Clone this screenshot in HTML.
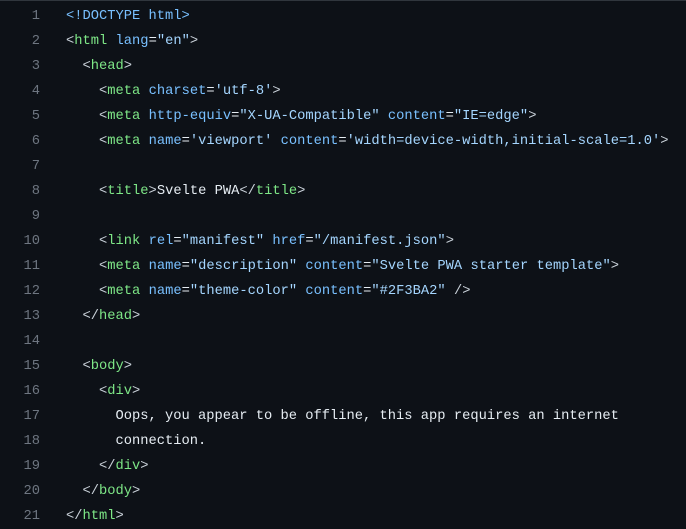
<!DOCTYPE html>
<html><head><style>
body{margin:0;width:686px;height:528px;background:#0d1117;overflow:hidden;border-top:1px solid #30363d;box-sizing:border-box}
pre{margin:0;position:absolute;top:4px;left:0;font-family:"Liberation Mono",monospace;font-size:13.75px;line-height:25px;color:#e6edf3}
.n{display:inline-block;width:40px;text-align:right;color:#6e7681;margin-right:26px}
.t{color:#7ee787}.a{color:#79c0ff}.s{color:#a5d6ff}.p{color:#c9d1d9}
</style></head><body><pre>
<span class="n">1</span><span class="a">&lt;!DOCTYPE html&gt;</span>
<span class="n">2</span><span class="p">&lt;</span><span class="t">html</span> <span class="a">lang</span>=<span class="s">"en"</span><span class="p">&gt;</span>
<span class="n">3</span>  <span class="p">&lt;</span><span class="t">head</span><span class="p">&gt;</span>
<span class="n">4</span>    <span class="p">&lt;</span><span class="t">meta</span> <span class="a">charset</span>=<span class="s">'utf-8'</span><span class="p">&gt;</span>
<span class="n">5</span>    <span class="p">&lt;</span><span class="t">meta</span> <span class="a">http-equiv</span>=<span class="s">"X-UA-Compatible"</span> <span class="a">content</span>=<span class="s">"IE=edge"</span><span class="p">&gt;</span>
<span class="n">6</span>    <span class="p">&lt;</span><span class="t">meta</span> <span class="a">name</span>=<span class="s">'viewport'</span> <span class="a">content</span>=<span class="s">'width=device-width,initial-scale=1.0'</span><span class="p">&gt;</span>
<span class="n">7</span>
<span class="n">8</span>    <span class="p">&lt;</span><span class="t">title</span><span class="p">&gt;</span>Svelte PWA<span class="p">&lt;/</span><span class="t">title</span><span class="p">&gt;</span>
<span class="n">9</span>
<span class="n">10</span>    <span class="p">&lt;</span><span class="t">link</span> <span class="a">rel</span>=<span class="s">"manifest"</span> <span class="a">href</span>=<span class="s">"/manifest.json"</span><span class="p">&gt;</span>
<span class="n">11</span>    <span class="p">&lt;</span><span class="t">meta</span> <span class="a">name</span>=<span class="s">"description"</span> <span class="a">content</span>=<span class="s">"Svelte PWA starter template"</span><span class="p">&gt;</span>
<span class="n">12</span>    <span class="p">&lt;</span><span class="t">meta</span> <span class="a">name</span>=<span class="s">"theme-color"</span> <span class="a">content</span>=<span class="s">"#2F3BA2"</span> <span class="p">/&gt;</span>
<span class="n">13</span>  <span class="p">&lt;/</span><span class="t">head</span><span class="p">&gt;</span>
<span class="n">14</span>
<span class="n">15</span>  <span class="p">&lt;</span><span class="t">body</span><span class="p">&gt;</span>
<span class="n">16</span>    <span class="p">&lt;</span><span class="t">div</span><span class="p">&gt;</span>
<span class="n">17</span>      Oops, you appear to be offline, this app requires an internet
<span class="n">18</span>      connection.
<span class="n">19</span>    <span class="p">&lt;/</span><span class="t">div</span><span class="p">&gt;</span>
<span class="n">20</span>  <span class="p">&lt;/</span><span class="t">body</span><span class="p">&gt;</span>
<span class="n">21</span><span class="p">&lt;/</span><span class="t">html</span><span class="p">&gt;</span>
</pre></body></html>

Stated task: Without including any pictures, print all of the material exactly as given.

Result for this task:
Clone this screenshot in HTML.
<!DOCTYPE html>
<html><head><style>
body{margin:0;width:686px;height:528px;background:#0d1117;overflow:hidden;border-top:1px solid #30363d;box-sizing:border-box}
pre{margin:0;position:absolute;top:4px;left:0;font-family:"Liberation Mono",monospace;font-size:13.75px;line-height:25px;color:#e6edf3}
.n{display:inline-block;width:40px;text-align:right;color:#6e7681;margin-right:26px}
.t{color:#7ee787}.a{color:#79c0ff}.s{color:#a5d6ff}.p{color:#c9d1d9}
</style></head><body><pre>
<span class="n">1</span><span class="a">&lt;!DOCTYPE html&gt;</span>
<span class="n">2</span><span class="p">&lt;</span><span class="t">html</span> <span class="a">lang</span>=<span class="s">"en"</span><span class="p">&gt;</span>
<span class="n">3</span>  <span class="p">&lt;</span><span class="t">head</span><span class="p">&gt;</span>
<span class="n">4</span>    <span class="p">&lt;</span><span class="t">meta</span> <span class="a">charset</span>=<span class="s">'utf-8'</span><span class="p">&gt;</span>
<span class="n">5</span>    <span class="p">&lt;</span><span class="t">meta</span> <span class="a">http-equiv</span>=<span class="s">"X-UA-Compatible"</span> <span class="a">content</span>=<span class="s">"IE=edge"</span><span class="p">&gt;</span>
<span class="n">6</span>    <span class="p">&lt;</span><span class="t">meta</span> <span class="a">name</span>=<span class="s">'viewport'</span> <span class="a">content</span>=<span class="s">'width=device-width,initial-scale=1.0'</span><span class="p">&gt;</span>
<span class="n">7</span>
<span class="n">8</span>    <span class="p">&lt;</span><span class="t">title</span><span class="p">&gt;</span>Svelte PWA<span class="p">&lt;/</span><span class="t">title</span><span class="p">&gt;</span>
<span class="n">9</span>
<span class="n">10</span>    <span class="p">&lt;</span><span class="t">link</span> <span class="a">rel</span>=<span class="s">"manifest"</span> <span class="a">href</span>=<span class="s">"/manifest.json"</span><span class="p">&gt;</span>
<span class="n">11</span>    <span class="p">&lt;</span><span class="t">meta</span> <span class="a">name</span>=<span class="s">"description"</span> <span class="a">content</span>=<span class="s">"Svelte PWA starter template"</span><span class="p">&gt;</span>
<span class="n">12</span>    <span class="p">&lt;</span><span class="t">meta</span> <span class="a">name</span>=<span class="s">"theme-color"</span> <span class="a">content</span>=<span class="s">"#2F3BA2"</span> <span class="p">/&gt;</span>
<span class="n">13</span>  <span class="p">&lt;/</span><span class="t">head</span><span class="p">&gt;</span>
<span class="n">14</span>
<span class="n">15</span>  <span class="p">&lt;</span><span class="t">body</span><span class="p">&gt;</span>
<span class="n">16</span>    <span class="p">&lt;</span><span class="t">div</span><span class="p">&gt;</span>
<span class="n">17</span>      Oops, you appear to be offline, this app requires an internet
<span class="n">18</span>      connection.
<span class="n">19</span>    <span class="p">&lt;/</span><span class="t">div</span><span class="p">&gt;</span>
<span class="n">20</span>  <span class="p">&lt;/</span><span class="t">body</span><span class="p">&gt;</span>
<span class="n">21</span><span class="p">&lt;/</span><span class="t">html</span><span class="p">&gt;</span>
</pre></body></html>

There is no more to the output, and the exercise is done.